Over the recent holiday break I was on the phone with my friend Skunk (what is with these nicknames?). She doesn’t smell. She just has a white streak through her black hair. I told her what I was up to in Columbus while she gave me the down-low on her life in Seattle.

“Did you hear Ajay is actually going to grad school?” Skunk asked, “I thought for sure he was going to drop out.”

“Who’s Ajay?” I asked.

“Ajay,” she said, slowly and loudly, as if I was a foreigner and repeating herself at full volume would make me understand her strange language.

“Who the fuck is Ajay? Was he one of Alex and Dexter’s friends?”

“Bobby, for fuck’s sake you dated him for like, how many months was it?” she asked.

“I can say with absolute certainty that I have never dated anybody named Ajay.”

“You practically blew a load every time he played that fucking guitar. Oh my God…” she trailed off and started giggling.

“What?” I asked.

“I’m talking about Jason,” she said, “You remember Jason, right?”

Jason and Ajay are the same person.

Jason’s family consists of Muslims from Pakistan. When he was born, they named him Ajay, but called him Jason around the American families (racist white people) of their uptight suburban neighborhood. It sort of stuck, and it wasn’t until very recently that he started going by Ajay publicly, a coming out, if you will.

Surprise! I’m Muslim!

I never knew his real name until Skunk told me.

Come to think of it, I can’t recall ever telling him that my real name was Justin. I was introduced as Bobby and answered to Bobby. It was the name he whispered in bed and it was the name he asked for a second chance when I decided it was time to stop seeing him.

Because my mind usually dives into chaos at the slightest nudge, I instantly started questioning the reality of my time with Jason, or Ajay… fuck what name do I go with now? He was Jason but now he’s Ajay, but I don’t know him as Ajay, but he doesn’t prefer Jason anymore and… fuck. I sifted through distant memories: drunken nights, concerts, car rides, rough mornings, delicious meals, parties.

We were walking to the bar. Jason was to my left, probably wearing those ridiculous skinny jeans and a flannel shirt of an unreasonably bright color. Skunk and other friends were trailing behind us. The summer heat and the walk made me sweat and my shirt was clinging to my back. I was holding the driver’s license of a friend-of-a-friend, eying it critically. He looked like me, but my cautious side was skeptical.

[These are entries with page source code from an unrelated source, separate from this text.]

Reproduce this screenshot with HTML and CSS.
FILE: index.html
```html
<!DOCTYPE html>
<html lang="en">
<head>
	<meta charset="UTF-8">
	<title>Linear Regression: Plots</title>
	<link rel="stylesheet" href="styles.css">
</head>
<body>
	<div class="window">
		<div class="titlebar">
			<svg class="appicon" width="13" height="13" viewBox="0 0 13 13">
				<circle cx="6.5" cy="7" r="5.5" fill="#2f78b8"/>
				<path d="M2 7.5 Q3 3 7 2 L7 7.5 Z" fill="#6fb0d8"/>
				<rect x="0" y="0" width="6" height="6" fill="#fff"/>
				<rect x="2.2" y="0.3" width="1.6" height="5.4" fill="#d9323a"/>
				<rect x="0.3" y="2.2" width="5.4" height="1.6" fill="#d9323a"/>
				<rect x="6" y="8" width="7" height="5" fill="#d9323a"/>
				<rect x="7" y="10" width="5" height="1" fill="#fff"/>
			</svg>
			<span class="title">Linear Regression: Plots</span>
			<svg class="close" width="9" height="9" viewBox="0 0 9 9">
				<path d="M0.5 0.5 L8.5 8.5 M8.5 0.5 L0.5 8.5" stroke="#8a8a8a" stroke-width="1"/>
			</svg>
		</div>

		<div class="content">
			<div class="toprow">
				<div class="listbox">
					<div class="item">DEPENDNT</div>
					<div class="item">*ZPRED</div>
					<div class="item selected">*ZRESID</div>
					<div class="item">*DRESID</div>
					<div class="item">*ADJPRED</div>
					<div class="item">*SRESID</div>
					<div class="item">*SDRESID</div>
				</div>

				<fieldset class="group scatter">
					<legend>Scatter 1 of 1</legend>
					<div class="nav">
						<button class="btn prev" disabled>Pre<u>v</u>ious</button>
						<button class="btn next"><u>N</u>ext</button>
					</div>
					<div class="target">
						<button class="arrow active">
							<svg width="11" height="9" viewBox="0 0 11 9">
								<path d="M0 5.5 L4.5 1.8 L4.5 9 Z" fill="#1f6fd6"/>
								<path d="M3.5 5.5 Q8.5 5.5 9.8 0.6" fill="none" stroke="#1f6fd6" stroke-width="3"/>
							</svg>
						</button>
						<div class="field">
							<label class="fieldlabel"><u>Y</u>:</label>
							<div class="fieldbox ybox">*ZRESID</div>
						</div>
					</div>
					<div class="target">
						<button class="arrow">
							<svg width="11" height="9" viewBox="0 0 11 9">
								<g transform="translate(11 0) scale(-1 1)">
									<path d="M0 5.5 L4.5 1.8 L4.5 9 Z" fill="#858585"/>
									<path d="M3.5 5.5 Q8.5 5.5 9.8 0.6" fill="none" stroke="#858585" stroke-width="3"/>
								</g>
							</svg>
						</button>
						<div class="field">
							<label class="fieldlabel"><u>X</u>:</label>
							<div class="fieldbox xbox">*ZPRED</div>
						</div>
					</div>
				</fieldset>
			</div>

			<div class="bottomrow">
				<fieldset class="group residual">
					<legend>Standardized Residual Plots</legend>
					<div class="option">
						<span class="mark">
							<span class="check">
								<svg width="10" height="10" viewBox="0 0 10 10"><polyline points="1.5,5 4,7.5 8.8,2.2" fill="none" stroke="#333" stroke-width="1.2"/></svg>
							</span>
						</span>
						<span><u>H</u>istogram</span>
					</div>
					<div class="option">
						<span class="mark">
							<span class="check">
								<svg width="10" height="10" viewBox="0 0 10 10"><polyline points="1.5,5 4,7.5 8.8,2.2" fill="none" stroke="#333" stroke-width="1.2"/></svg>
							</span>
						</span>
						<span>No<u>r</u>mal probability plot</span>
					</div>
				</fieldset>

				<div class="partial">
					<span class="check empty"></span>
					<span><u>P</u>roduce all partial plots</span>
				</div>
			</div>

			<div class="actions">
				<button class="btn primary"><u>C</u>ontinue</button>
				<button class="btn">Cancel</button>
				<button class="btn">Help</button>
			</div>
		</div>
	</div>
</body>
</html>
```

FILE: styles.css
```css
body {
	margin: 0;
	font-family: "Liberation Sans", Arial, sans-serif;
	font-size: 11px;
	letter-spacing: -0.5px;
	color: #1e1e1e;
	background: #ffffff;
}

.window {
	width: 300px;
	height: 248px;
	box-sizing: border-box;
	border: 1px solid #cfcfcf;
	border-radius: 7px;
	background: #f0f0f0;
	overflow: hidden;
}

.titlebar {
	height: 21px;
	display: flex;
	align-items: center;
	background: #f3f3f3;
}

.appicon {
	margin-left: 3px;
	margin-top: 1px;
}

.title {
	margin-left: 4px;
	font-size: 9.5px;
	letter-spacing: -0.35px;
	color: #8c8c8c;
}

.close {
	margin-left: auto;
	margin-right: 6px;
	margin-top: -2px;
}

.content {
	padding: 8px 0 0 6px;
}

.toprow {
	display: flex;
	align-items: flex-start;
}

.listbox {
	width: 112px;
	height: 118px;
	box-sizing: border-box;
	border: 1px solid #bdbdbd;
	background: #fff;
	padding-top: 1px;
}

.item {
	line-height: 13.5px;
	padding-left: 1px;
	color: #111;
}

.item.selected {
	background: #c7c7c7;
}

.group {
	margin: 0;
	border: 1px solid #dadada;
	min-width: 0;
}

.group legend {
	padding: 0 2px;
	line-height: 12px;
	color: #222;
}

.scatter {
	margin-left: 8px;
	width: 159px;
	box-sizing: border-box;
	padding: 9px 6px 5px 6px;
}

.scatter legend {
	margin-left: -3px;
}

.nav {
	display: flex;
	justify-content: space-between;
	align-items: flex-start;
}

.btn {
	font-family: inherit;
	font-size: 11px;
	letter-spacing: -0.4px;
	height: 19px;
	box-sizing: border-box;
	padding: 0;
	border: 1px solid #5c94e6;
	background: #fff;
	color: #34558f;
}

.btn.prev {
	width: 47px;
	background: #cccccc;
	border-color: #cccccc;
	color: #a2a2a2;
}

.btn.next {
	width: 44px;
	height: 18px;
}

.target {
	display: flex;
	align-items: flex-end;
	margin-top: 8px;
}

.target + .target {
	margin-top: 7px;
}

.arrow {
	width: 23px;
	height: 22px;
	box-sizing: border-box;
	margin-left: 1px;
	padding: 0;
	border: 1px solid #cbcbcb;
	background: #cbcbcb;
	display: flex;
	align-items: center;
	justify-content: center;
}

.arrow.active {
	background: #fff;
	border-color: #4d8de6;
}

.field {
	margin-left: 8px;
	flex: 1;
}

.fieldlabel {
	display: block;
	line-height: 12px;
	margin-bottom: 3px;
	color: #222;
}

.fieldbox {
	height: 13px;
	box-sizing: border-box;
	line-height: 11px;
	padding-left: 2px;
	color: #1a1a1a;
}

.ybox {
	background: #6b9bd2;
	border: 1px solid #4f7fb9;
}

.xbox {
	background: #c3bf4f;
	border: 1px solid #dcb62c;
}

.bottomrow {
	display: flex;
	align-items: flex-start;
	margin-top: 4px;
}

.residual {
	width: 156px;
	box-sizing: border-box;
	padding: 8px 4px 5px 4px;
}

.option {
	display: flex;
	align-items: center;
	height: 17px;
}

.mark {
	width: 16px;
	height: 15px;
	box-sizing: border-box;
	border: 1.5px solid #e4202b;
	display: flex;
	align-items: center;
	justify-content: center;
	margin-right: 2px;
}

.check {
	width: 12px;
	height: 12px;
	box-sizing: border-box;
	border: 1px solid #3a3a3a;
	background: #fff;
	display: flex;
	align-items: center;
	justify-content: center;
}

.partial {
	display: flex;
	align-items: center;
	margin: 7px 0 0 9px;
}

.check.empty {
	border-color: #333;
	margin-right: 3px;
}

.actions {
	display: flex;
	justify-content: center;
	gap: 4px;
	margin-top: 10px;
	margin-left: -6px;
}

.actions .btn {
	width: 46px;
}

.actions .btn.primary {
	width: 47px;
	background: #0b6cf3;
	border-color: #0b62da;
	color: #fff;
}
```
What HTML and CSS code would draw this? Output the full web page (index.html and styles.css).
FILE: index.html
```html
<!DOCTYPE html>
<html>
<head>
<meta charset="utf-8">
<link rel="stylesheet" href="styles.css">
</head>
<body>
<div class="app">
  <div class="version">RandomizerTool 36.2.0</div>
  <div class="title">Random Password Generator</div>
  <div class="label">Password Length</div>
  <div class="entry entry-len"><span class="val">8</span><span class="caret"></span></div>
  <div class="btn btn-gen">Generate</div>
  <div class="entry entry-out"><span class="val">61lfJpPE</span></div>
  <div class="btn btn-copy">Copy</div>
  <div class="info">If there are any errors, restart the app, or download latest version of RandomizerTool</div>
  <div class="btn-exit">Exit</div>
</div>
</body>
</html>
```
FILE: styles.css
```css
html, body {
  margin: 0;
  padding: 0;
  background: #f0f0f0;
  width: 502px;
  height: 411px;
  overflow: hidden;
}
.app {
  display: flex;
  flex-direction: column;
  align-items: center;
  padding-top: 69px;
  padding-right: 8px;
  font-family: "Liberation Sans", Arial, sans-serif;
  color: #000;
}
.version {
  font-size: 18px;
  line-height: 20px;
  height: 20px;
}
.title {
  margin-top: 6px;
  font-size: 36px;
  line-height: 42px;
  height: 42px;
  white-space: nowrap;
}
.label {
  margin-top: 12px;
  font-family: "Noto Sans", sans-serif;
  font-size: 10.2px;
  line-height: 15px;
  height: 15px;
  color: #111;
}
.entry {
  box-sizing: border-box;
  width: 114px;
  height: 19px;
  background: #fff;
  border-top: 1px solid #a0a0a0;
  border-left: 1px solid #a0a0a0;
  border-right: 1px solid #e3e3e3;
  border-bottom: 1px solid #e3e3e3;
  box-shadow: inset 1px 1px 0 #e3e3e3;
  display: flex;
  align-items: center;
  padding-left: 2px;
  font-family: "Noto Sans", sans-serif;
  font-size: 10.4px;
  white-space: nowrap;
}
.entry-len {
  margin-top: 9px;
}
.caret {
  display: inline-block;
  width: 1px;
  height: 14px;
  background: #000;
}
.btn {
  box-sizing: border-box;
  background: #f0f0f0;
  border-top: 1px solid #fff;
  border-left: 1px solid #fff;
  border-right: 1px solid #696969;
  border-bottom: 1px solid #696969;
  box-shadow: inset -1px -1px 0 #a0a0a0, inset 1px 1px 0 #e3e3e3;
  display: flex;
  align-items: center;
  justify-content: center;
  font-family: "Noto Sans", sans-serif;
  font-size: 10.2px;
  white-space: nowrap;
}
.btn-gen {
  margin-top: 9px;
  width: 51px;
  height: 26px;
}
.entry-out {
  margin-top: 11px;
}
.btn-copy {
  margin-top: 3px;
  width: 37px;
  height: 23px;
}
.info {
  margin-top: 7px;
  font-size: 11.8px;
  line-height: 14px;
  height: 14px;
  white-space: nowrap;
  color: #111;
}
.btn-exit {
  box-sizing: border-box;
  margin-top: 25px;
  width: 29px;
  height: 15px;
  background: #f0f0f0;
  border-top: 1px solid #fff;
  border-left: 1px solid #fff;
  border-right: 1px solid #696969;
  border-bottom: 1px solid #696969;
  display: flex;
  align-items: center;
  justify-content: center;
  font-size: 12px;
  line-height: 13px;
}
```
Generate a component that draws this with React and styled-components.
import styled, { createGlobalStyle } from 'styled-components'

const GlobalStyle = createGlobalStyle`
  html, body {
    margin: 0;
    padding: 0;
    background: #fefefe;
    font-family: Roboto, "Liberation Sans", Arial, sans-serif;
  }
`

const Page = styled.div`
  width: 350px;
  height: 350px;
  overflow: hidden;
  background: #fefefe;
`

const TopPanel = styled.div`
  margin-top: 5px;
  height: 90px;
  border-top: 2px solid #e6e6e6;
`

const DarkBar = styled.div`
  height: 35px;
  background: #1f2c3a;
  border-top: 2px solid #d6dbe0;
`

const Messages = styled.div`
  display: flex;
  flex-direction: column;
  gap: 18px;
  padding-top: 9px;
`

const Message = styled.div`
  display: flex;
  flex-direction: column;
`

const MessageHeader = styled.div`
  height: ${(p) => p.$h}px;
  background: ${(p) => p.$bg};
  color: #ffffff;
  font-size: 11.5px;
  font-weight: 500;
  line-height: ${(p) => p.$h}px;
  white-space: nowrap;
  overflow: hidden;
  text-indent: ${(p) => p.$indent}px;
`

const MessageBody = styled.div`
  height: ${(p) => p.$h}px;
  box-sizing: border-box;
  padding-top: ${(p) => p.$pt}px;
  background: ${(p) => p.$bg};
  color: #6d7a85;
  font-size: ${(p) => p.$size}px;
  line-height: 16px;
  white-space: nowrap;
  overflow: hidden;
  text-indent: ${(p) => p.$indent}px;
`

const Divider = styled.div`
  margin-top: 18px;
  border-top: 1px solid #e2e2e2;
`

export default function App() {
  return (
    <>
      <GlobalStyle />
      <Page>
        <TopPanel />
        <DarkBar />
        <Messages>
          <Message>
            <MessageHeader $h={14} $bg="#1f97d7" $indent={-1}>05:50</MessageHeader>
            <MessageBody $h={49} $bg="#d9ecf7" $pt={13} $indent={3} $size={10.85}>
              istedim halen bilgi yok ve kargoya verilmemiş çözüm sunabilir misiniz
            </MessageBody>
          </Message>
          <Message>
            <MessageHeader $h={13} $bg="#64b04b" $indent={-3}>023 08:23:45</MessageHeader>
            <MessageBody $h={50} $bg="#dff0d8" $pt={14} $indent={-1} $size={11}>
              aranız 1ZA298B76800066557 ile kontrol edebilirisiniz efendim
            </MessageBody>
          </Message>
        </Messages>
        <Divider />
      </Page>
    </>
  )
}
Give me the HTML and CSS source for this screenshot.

“Are you sure this is going to get me in?” I asked, “It says my last name is ‘Alvarez.’”

“Marty’s I.D. will work fine,” Jason reassured me, “The name doesn’t matter as long as the face is the same.”

“I guess you’re right,” I mumbled.

Jason laughed, “We should start calling you Marty.”

The feelings Jason and I shared were real. Some were created by pheromones and chemicals, some were trivial and misguided and silly, but they still existed in the odd little world we had created together.

Like KFC trying to call itself “Kentucky Grilled Chicken,” the names may change, but the reality remains.